When I was first asked to take a look at Too Scarred To Resist, Too Scared To Exist by Martre, the words I was given were: “Danish experimental Black Metal.” And let me tell you — they weren’t fucking lying. With the emphasis very much on experimental.
This EP doesn’t just dabble in the edges of Black Metal’s boundaries — it rips them up, sets fire to them, and dances in the ashes. From the first twisted sound that bleeds through the speakers, you know you’re not in for a safe, comfortable ride. This is a record designed to challenge you, to drag you out of your comfort zone and hurl you headlong into a hellish nightmare of warped textures, feral vocal delivery, and beats that refuse to stay pinned down. One minute you’re getting blasted into oblivion, the next you’re thrown into something damn near funky — and somehow it all works.

The vocals deserve a special mention here. They aren’t just layered over the music as an afterthought; they’re used as a weapon. Every scream, howl, and guttural phrase is woven into the fabric of the sound, cutting and slicing like another instrument entirely. It gives the EP a suffocating intensity, as though Martre are less interested in entertaining you and more interested in confronting you — in the best way possible.
What makes this EP stand out is its sheer audacity. It takes guts to play with Black Metal’s core elements and twist them into something so alien yet still recognisably tied to the genre’s spirit. But Martre pull it off with absolute conviction. The riffs, the drum patterns, the unconventional structures — none of it feels half-baked or gimmicky. Instead, it feels like someone who knows exactly what he’s doing, guiding you deeper into their labyrinth of sound until you can’t tell which way is up anymore.
And here’s the thing: this isn’t just experimentation for its own sake. Beneath the warped structures and the daring choices lies a strong beating heart of Black Metal. You can feel the roots in every blast beat, in the atmosphere conjured from dissonance, in the rage and catharsis that pulses through each track. Martre clearly loves the genre, but he’s not content to mimic what’s been done before. He wants to take it somewhere new — somewhere scarier, stranger, and far more exhilarating.
Listening to Too Scarred To Resist, Too Scared To Exist feels like being stalked by a nightmare that keeps shifting shape every time you think you’ve figured it out. It’s unsettling, it’s unpredictable, and it keeps you coming back for more. That sense of danger, of not knowing what’s around the next corner, is exactly what keeps Black Metal alive and vital in 2025.
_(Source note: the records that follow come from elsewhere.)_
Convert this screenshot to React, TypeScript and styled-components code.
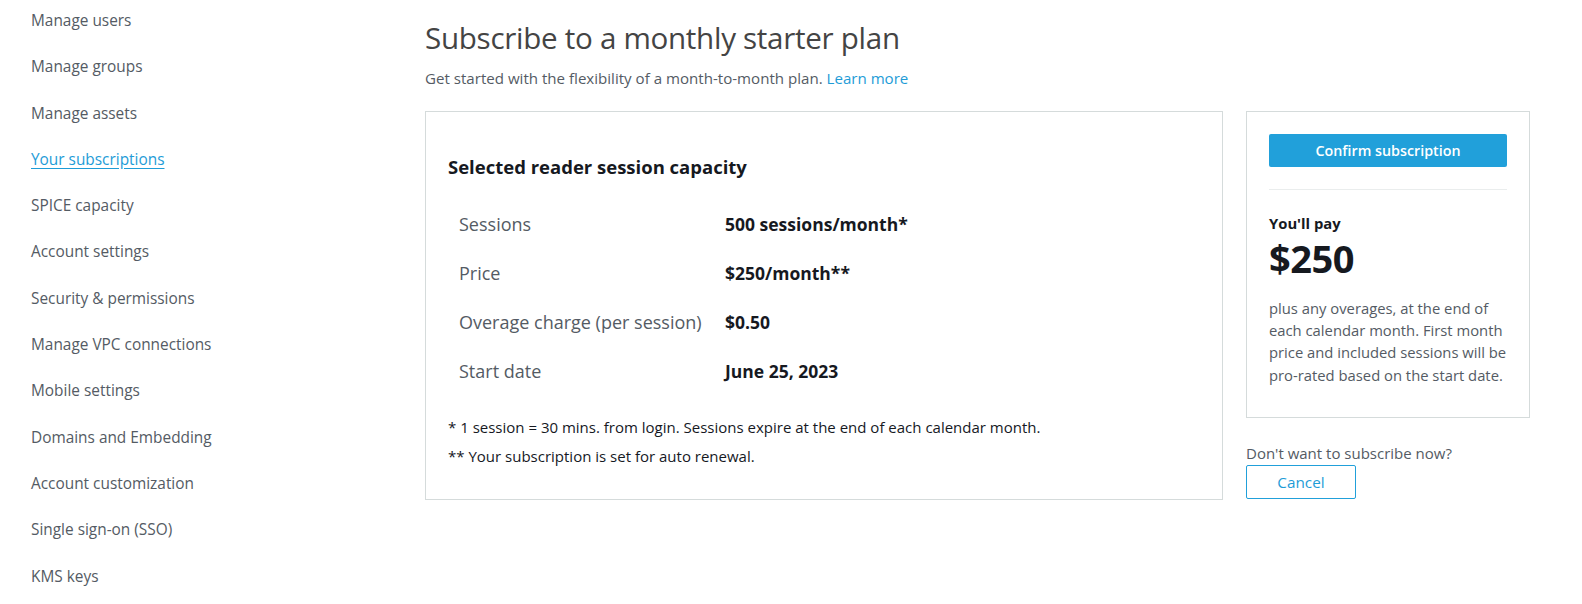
import React from "react";
import styled, { createGlobalStyle } from "styled-components";

const Global = createGlobalStyle`
  html, body { margin: 0; padding: 0; background: #fff; }
  body { font-family: "Open Sans", "Noto Sans", Arial, sans-serif; -webkit-font-smoothing: antialiased; }
  * { box-sizing: border-box; }
`;

const Page = styled.div`
  display: flex;
  align-items: flex-start;
  width: 1582px;
  height: 604px;
  overflow: hidden;
`;

const Sidebar = styled.nav`
  width: 425px;
  flex: none;
  display: flex;
  flex-direction: column;
  gap: 26.3px;
  padding: 11px 0 0 31px;
`;

const NavItem = styled.a<{ $active?: boolean }>`
  font-size: 15.4px;
  line-height: 20px;
  color: ${(p) => (p.$active ? "#1e9cd7" : "#545b64")};
  text-decoration: ${(p) => (p.$active ? "underline" : "none")};
  text-underline-offset: 3px;
  cursor: pointer;
`;

const Main = styled.main`
  flex: none;
  width: 1106px;
  padding-top: 20px;
`;

const Title = styled.h1`
  margin: 0;
  font-size: 29.6px;
  line-height: 36px;
  font-weight: 400;
  color: #444;
  letter-spacing: -0.3px;
`;

const Subtitle = styled.p`
  margin: 12px 0 0;
  font-size: 15.1px;
  line-height: 20px;
  color: #545b64;
`;

const Link = styled.a`
  color: #1e9cd7;
  text-decoration: none;
`;

const Columns = styled.div`
  display: flex;
  align-items: flex-start;
  gap: 23px;
  margin-top: 23px;
`;

const Card = styled.section`
  width: 798px;
  height: 389px;
  border: 1px solid #d5dbdb;
  padding: 43px 22px 0;
`;

const CardHeading = styled.h2`
  margin: 0;
  font-size: 18.5px;
  line-height: 24px;
  font-weight: 700;
  color: #16191f;
`;

const Rows = styled.div`
  display: grid;
  grid-template-columns: 266px 1fr;
  row-gap: 25px;
  margin-top: 33px;
  padding-left: 11px;
`;

const Label = styled.div`
  font-size: 18px;
  line-height: 24px;
  color: #545b64;
  white-space: nowrap;
`;

const Value = styled.div`
  font-size: 17.5px;
  line-height: 24px;
  font-weight: 700;
  color: #16191f;
`;

const Notes = styled.div`
  margin-top: 34px;
  display: flex;
  flex-direction: column;
  gap: 9px;
`;

const Note = styled.p`
  margin: 0;
  font-size: 15px;
  line-height: 20px;
  color: #16191f;
`;

const Side = styled.aside`
  width: 284px;
  display: flex;
  flex-direction: column;
`;

const PayCard = styled.div`
  border: 1px solid #d5dbdb;
  padding: 22px 22px 0;
  height: 307px;
`;

const PrimaryButton = styled.button`
  width: 100%;
  height: 33px;
  border: none;
  border-radius: 2px;
  background: #21a0da;
  color: #fff;
  font-family: inherit;
  font-size: 14.3px;
  font-weight: 600;
  cursor: pointer;
`;

const Divider = styled.hr`
  border: none;
  border-top: 1px solid #eaeded;
  margin: 22px 0 0;
`;

const PayLabel = styled.div`
  margin-top: 23px;
  font-size: 14.8px;
  line-height: 20px;
  font-weight: 700;
  color: #16191f;
`;

const Amount = styled.div`
  margin-top: 3px;
  font-size: 38px;
  line-height: 44px;
  font-weight: 700;
  color: #16191f;
  letter-spacing: -0.5px;
`;

const PayText = styled.p`
  margin: 17px -8px 0 0;
  font-size: 14.8px;
  line-height: 22.2px;
  color: #545b64;
`;

const Question = styled.p`
  margin: 25px 0 0;
  font-size: 15px;
  line-height: 20px;
  color: #545b64;
`;

const SecondaryButton = styled.button`
  margin-top: 2px;
  width: 110px;
  height: 34px;
  border: 1px solid #21a0da;
  border-radius: 2px;
  background: #fff;
  color: #1e9cd7;
  font-family: inherit;
  font-size: 15.3px;
  cursor: pointer;
`;

const navItems = [
  "Manage users",
  "Manage groups",
  "Manage assets",
  "Your subscriptions",
  "SPICE capacity",
  "Account settings",
  "Security & permissions",
  "Manage VPC connections",
  "Mobile settings",
  "Domains and Embedding",
  "Account customization",
  "Single sign-on (SSO)",
  "KMS keys",
];

const rows: [string, string][] = [
  ["Sessions", "500 sessions/month*"],
  ["Price", "$250/month**"],
  ["Overage charge (per session)", "$0.50"],
  ["Start date", "June 25, 2023"],
];

export default function App() {
  return (
    <>
      <Global />
      <Page>
        <Sidebar>
          {navItems.map((n) => (
            <NavItem key={n} $active={n === "Your subscriptions"}>
              {n}
            </NavItem>
          ))}
        </Sidebar>
        <Main>
          <Title>Subscribe to a monthly starter plan</Title>
          <Subtitle>
            Get started with the flexibility of a month-to-month plan. <Link>Learn more</Link>
          </Subtitle>
          <Columns>
            <Card>
              <CardHeading>Selected reader session capacity</CardHeading>
              <Rows>
                {rows.map(([l, v]) => (
                  <React.Fragment key={l}>
                    <Label>{l}</Label>
                    <Value>{v}</Value>
                  </React.Fragment>
                ))}
              </Rows>
              <Notes>
                <Note>* 1 session = 30 mins. from login. Sessions expire at the end of each calendar month.</Note>
                <Note>** Your subscription is set for auto renewal.</Note>
              </Notes>
            </Card>
            <Side>
              <PayCard>
                <PrimaryButton>Confirm subscription</PrimaryButton>
                <Divider />
                <PayLabel>You'll pay</PayLabel>
                <Amount>$250</Amount>
                <PayText>
                  plus any overages, at the end of each calendar month. First month price and included sessions will be pro-rated based on the start date.
                </PayText>
              </PayCard>
              <Question>Don't want to subscribe now?</Question>
              <SecondaryButton>Cancel</SecondaryButton>
            </Side>
          </Columns>
        </Main>
      </Page>
    </>
  );
}
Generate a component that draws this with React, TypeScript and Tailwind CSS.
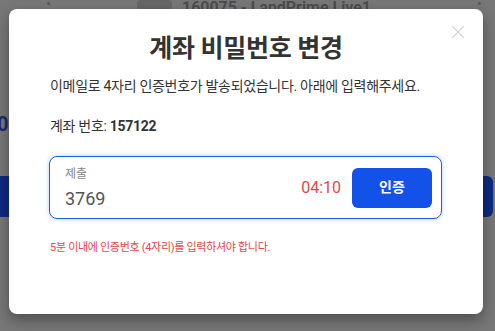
import { X } from "lucide-react";

const font = { fontFamily: "Roboto, 'Noto Sans CJK KR', 'Noto Sans', sans-serif" };

export default function App() {
  return (
    <div className="relative w-[495px] h-[331px] overflow-hidden bg-[#777777]" style={font}>
      {/* page behind the dimmed overlay */}
      <div className="flex items-start pl-[47px] pr-[14px] pt-[2px]">
        <div className="w-[3px] h-[3px] rounded-full bg-[#555]" />
        <div className="flex items-center gap-[10px] -mt-[6px] ml-[87px]">
          <div className="w-[35px] h-[16px] rounded-[4px] bg-[#666]" />
          <span className="text-[16px] font-semibold text-[#4a4a4a]">160075 - LandPrime Live1</span>
        </div>
        <div className="flex-1" />
        <div className="w-[3px] h-[3px] rounded-full bg-[#555]" />
      </div>
      <div className="absolute left-[-3px] top-[109px] text-[20px] font-bold text-[#1a2a6e]">0</div>
      <div className="absolute left-0 top-[176px] w-[12px] h-[41px] bg-[#0d2a80]" />
      <div className="absolute left-[476px] top-[176px] w-[17px] h-[41px] rounded-[6px] bg-[#0d2a80]" />

      {/* modal */}
      <div className="absolute left-[9px] top-[9px] w-[474px] h-[305px] rounded-[8px] bg-white shadow-[0_6px_14px_rgba(0,0,0,0.35)]">
        <button className="absolute right-[14px] top-[12px] text-[#d4d4d4]">
          <X size={22} strokeWidth={1.3} />
        </button>
        <div className="flex flex-col px-[41px] pt-[25px]">
          <h1 className="text-center text-[25px] font-bold text-[#333] leading-[30px] tracking-[-0.3px]">
            계좌 비밀번호 변경
          </h1>
          <p className="mt-[12px] text-[14px] text-[#333] leading-[20px] tracking-[-0.3px]">
            이메일로 4자리 인증번호가 발송되었습니다. 아래에 입력해주세요.
          </p>
          <p className="mt-[20px] text-[14px] text-[#333] leading-[20px] tracking-[-0.3px]">
            계좌 번호: <span className="font-bold">157122</span>
          </p>
          <div className="mt-[20px] -ml-[1px] w-[393px] h-[63px] rounded-[8px] border border-[#1d5fd6] shadow-[0_0_5px_rgba(60,120,230,0.35)] flex items-center pl-[15px] pr-[9px]">
            <div className="flex flex-col flex-1">
              <span className="text-[12px] text-[#888] leading-[16px]">제출</span>
              <span className="mt-[6px] text-[18px] text-[#555] leading-[22px]">3769</span>
            </div>
            <span className="text-[16px] text-[#e04848] mr-[11px]">04:10</span>
            <button className="w-[80px] h-[40px] rounded-[6px] bg-[#1352e8] text-white text-[14px] font-bold">
              인증
            </button>
          </div>
          <p className="mt-[21px] text-[11px] text-[#e04848] leading-[16px] tracking-[-0.3px]">
            5분 이내에 인증번호 (4자리)를 입력하셔야 합니다.
          </p>
        </div>
      </div>
    </div>
  );
}
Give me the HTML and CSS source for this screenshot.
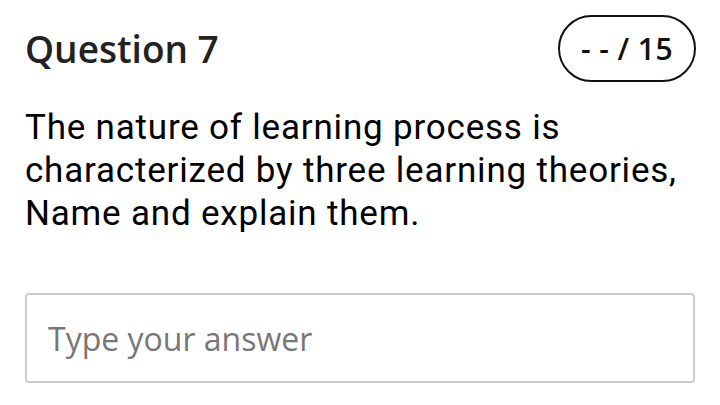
FILE: index.html
```html
<!DOCTYPE html>
<html>
<head>
<meta charset="utf-8">
<link rel="stylesheet" href="styles.css">
</head>
<body>
<div class="page">
  <div class="header">
    <h1 class="title">Question 7</h1>
    <div class="score">- - / 15</div>
  </div>
  <p class="question">The nature of learning process is characterized by three learning theories, Name and explain them.</p>
  <div class="answer">Type your answer</div>
</div>
</body>
</html>
```
FILE: styles.css
```css
html, body {
  margin: 0;
  padding: 0;
  background: #ffffff;
}
.page {
  width: 720px;
  height: 405px;
  box-sizing: border-box;
  padding: 15px 25px 0 25px;
  overflow: hidden;
}
.header {
  display: flex;
  justify-content: space-between;
  align-items: center;
  height: 67px;
}
.title {
  margin: 0;
  font-family: "Open Sans", sans-serif;
  font-weight: 600;
  font-size: 37px;
  color: #222222;
}
.score {
  box-sizing: border-box;
  height: 67px;
  width: 138px;
  border: 2px solid #111111;
  border-radius: 34px;
  display: flex;
  align-items: center;
  justify-content: center;
  font-family: "Open Sans", sans-serif;
  font-weight: 600;
  font-size: 30px;
  letter-spacing: 0.4px;
  color: #111111;
  margin-right: -1px;
}
.question {
  margin: 24px 0 0 0;
  font-family: Roboto, sans-serif;
  font-size: 35px;
  letter-spacing: 0.8px;
  line-height: 43px;
  color: #000000;
  width: 690px;
}
.answer {
  margin-top: 58px;
  box-sizing: border-box;
  height: 90px;
  border: 2px solid #cccccc;
  border-radius: 4px;
  padding-left: 21px;
  display: flex;
  align-items: center;
  font-family: "Open Sans", sans-serif;
  font-size: 32px;
  color: #777777;
}
```
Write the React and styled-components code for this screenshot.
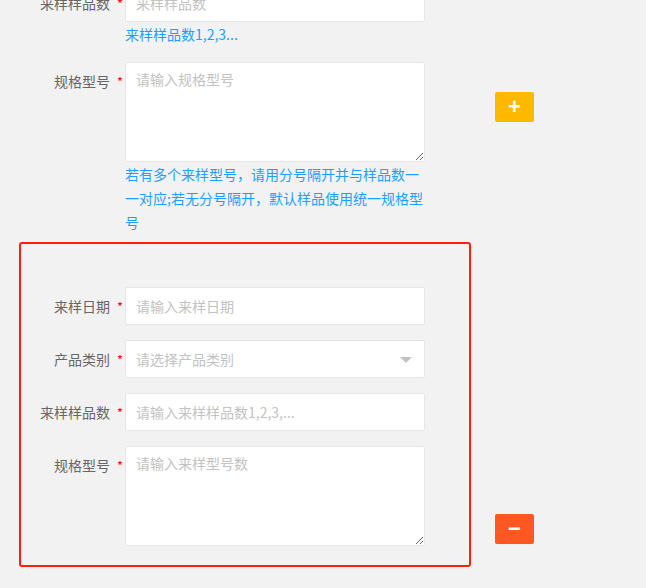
import React from 'react';
import styled, { createGlobalStyle } from 'styled-components';

const Global = createGlobalStyle`
  html, body { margin: 0; background: #f2f2f2; }
  body { font-family: "Noto Sans CJK SC", "Noto Sans", sans-serif; font-size: 14px; color: #666; overflow: hidden; }
  * { box-sizing: border-box; }
`;

const Page = styled.div`
  padding-left: 19px;
  margin-top: -18px;
  display: flex;
  flex-direction: column;
  gap: 6px;
`;

const Group = styled.div`
  display: flex;
  align-items: flex-start;
`;

const Box = styled.div`
  width: 452px;
  border: 2px solid ${p => p.$border};
  border-radius: 3px;
  padding: ${p => p.$pad};
  display: flex;
  flex-direction: column;
  gap: 15px;
`;

const Item = styled.div`
  display: flex;
  align-items: flex-start;
`;

const Label = styled.label`
  width: 104px;
  height: 38px;
  display: flex;
  align-items: center;
  justify-content: flex-end;
  color: #666;
  flex-shrink: 0;
`;

const Star = styled.span`
  color: #ff0000;
  margin-left: 7px;
  width: 8px;
  font-size: 13px;
`;

const Field = styled.div`
  width: 300px;
  display: flex;
  flex-direction: column;
`;

const Input = styled.input`
  width: 300px;
  height: 38px;
  border: 1px solid #e6e6e6;
  border-radius: 2px;
  background: #fff;
  padding: 0 10px;
  font: inherit;
  outline: none;
  &::placeholder { color: #c2c2c2; }
`;

const Textarea = styled.textarea`
  width: 300px;
  height: 100px;
  border: 1px solid #e6e6e6;
  border-radius: 2px;
  background: #fff;
  padding: 6px 10px;
  font: inherit;
  line-height: 20px;
  outline: none;
  display: block;
  &::placeholder { color: #c2c2c2; }
`;

const SelectBox = styled.div`
  position: relative;
  width: 300px;
  height: 38px;
  border: 1px solid #e6e6e6;
  border-radius: 2px;
  background: #fff;
  padding: 0 10px;
  display: flex;
  align-items: center;
  color: #c2c2c2;
`;

const Arrow = styled.span`
  position: absolute;
  right: 12px;
  top: 16px;
  border: 6px solid transparent;
  border-top-color: #c2c2c2;
  border-bottom: none;
`;

const Hint = styled.div`
  color: #1e9fff;
  line-height: 24px;
`;

const Side = styled.button`
  margin-left: 24px;
  margin-top: ${p => p.$mt}px;
  width: 39px;
  height: 30px;
  border: none;
  border-radius: 2px;
  background: ${p => p.$bg};
  color: #fff;
  font-size: 22px;
  font-weight: bold;
  line-height: 30px;
  padding: 0;
  display: flex;
  align-items: center;
  justify-content: center;
`;

export default function App() {
  return (
    <>
      <Global />
      <Page>
        <Group>
          <Box $border="transparent" $pad="0">
            <Item style={{ marginBottom: 1 }}>
              <Label>来样样品数<Star>*</Star></Label>
              <Field>
                <Input placeholder="来样样品数" />
                <Hint>来样样品数1,2,3...</Hint>
              </Field>
            </Item>
            <Item>
              <Label>规格型号<Star>*</Star></Label>
              <Field>
                <Textarea placeholder="请输入规格型号" />
                <Hint>若有多个来样型号，请用分号隔开并与样品数一一对应;若无分号隔开，默认样品使用统一规格型号</Hint>
              </Field>
            </Item>
          </Box>
          <Side $bg="#ffb800" $mt={110}>+</Side>
        </Group>
        <Group>
          <Box $border="#ff1e12" $pad="43px 0 19px 0">
            <Item>
              <Label>来样日期<Star>*</Star></Label>
              <Input placeholder="请输入来样日期" />
            </Item>
            <Item>
              <Label>产品类别<Star>*</Star></Label>
              <SelectBox>请选择产品类别<Arrow /></SelectBox>
            </Item>
            <Item>
              <Label>来样样品数<Star>*</Star></Label>
              <Input placeholder="请输入来样样品数1,2,3,..." />
            </Item>
            <Item>
              <Label>规格型号<Star>*</Star></Label>
              <Textarea placeholder="请输入来样型号数" />
            </Item>
          </Box>
          <Side $bg="#ff5722" $mt={272}>−</Side>
        </Group>
      </Page>
    </>
  );
}
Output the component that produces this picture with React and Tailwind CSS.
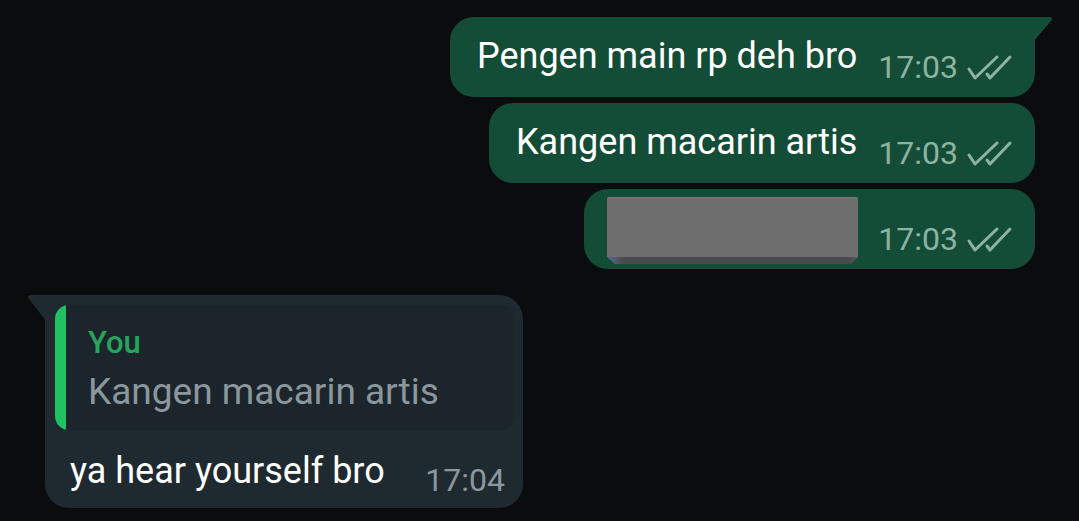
import React from "react";

const font = { fontFamily: "Roboto, 'Noto Sans', sans-serif" };

const Ticks = () => (
  <svg width="47" height="27" viewBox="0 0 47 27" fill="none" className="ml-[8px] shrink-0">
    <path d="M3 15 L9 24 L31 3" stroke="#8db3a2" strokeWidth="3" strokeLinecap="round" strokeLinejoin="round" />
    <path d="M21 20 L24 24 L44 3" stroke="#8db3a2" strokeWidth="3" strokeLinecap="round" strokeLinejoin="round" />
  </svg>
);

const Meta = ({ time }) => (
  <div className="flex items-center mt-[34px]">
    <span className="text-[32px] leading-none text-[#8db3a2]">{time}</span>
    <Ticks />
  </div>
);

const OutBubble = ({ children, tail = false, time }) => (
  <div
    className={
      tail
        ? "relative h-[80px] flex items-start bg-[#144d37] rounded-[24px] rounded-tr-none pr-[22px]"
        : "relative h-[80px] flex items-start bg-[#144d37] rounded-[24px] pr-[22px]"
    }
  >
    {tail && (
      <svg width="20" height="24" viewBox="0 0 20 24" className="absolute -right-[19px] top-0">
        <path d="M0 0 H15 Q20 0 17 4 L0 24 Z" fill="#144d37" />
      </svg>
    )}
    {children}
    <Meta time={time} />
  </div>
);

export default function App() {
  return (
    <div className="w-full h-[521px] overflow-hidden bg-[#0b0c0d] pt-[17px]" style={font}>
      <div className="flex flex-col items-end gap-[6px] pr-[44px]">
        <OutBubble tail time="17:03">
          <span className="pl-[27px] pt-[19px] pr-[21px] text-[36px] leading-[40px] text-white">Pengen main rp deh bro</span>
        </OutBubble>
        <OutBubble time="17:03">
          <span className="pl-[27px] pt-[19px] pr-[21px] text-[36px] leading-[40px] text-white">Kangen macarin artis</span>
        </OutBubble>
        <OutBubble time="17:03">
          <div className="ml-[23px] mt-[8px] mr-[20px] w-[251px] h-[67px] flex flex-col">
            <div className="flex-1 bg-[#6e6e6f] rounded-t-[2px] border-t border-[#7a7a7c]"></div>
            <div className="h-[7px] bg-[linear-gradient(90deg,#5a6a9a_0%,#4b4b4e_6%,#4b4b4e_96%,#585862_100%)] [clip-path:polygon(0_0,100%_0,97%_100%,3%_100%)]"></div>
          </div>
        </OutBubble>
      </div>

      <div className="pl-[45px] mt-[26px]">
        <div className="relative w-[478px] h-[213px] bg-[#1f2a30] rounded-[24px] rounded-tl-none pt-[10px] pl-[10px] pr-[8px]">
          <svg width="20" height="26" viewBox="0 0 20 26" className="absolute -left-[19px] top-0">
            <path d="M20 0 H5 Q0 0 3 4 L20 26 Z" fill="#1f2a30" />
          </svg>
          <div className="flex h-[125px] rounded-[14px] overflow-hidden bg-[#1b252b]">
            <div className="w-[11px] bg-[#21c063]"></div>
            <div className="pl-[22px] pt-[21px]">
              <div className="text-[31px] leading-[34px] font-medium text-[#25a55c]">You</div>
              <div className="mt-[12px] text-[37px] leading-[40px] text-[#8b979d]">Kangen macarin artis</div>
            </div>
          </div>
          <div className="flex items-start pl-[15px] pr-[10px]">
            <span className="mt-[21px] text-[36px] leading-[40px] text-white">ya hear yourself bro</span>
            <span className="ml-auto mt-[34px] text-[32px] leading-none text-[#8b979d]">17:04</span>
          </div>
        </div>
      </div>
    </div>
  );
}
I’ve always been a huge supporter of bands who challenge the so-called “rules” of Black Metal. Genres stagnate when they sit still too long, and stagnation is the enemy of true expression. Martre understands this better than most, and with this EP he’s thrown down a gauntlet: don’t get comfortable, don’t get complacent, don’t settle for the ordinary. Push, twist, experiment, and see how far you can go without losing the black flame at the core.
Martre hasn’t just released a record — he’s delivered an experience. One that leaves you rattled, exhilarated, and wanting to hit play again as soon as it ends.T
Too Scarred To Resist, Too Scared To Exist is available now from the Martre Bandcamp page.
CHOICE CUT: Swarm of Incomprehension
The Black Metal Archives Verdict: Bold, daring, and utterly uncompromising, Martre’s vision of experimental Black Metal is a nightmare worth surrendering to.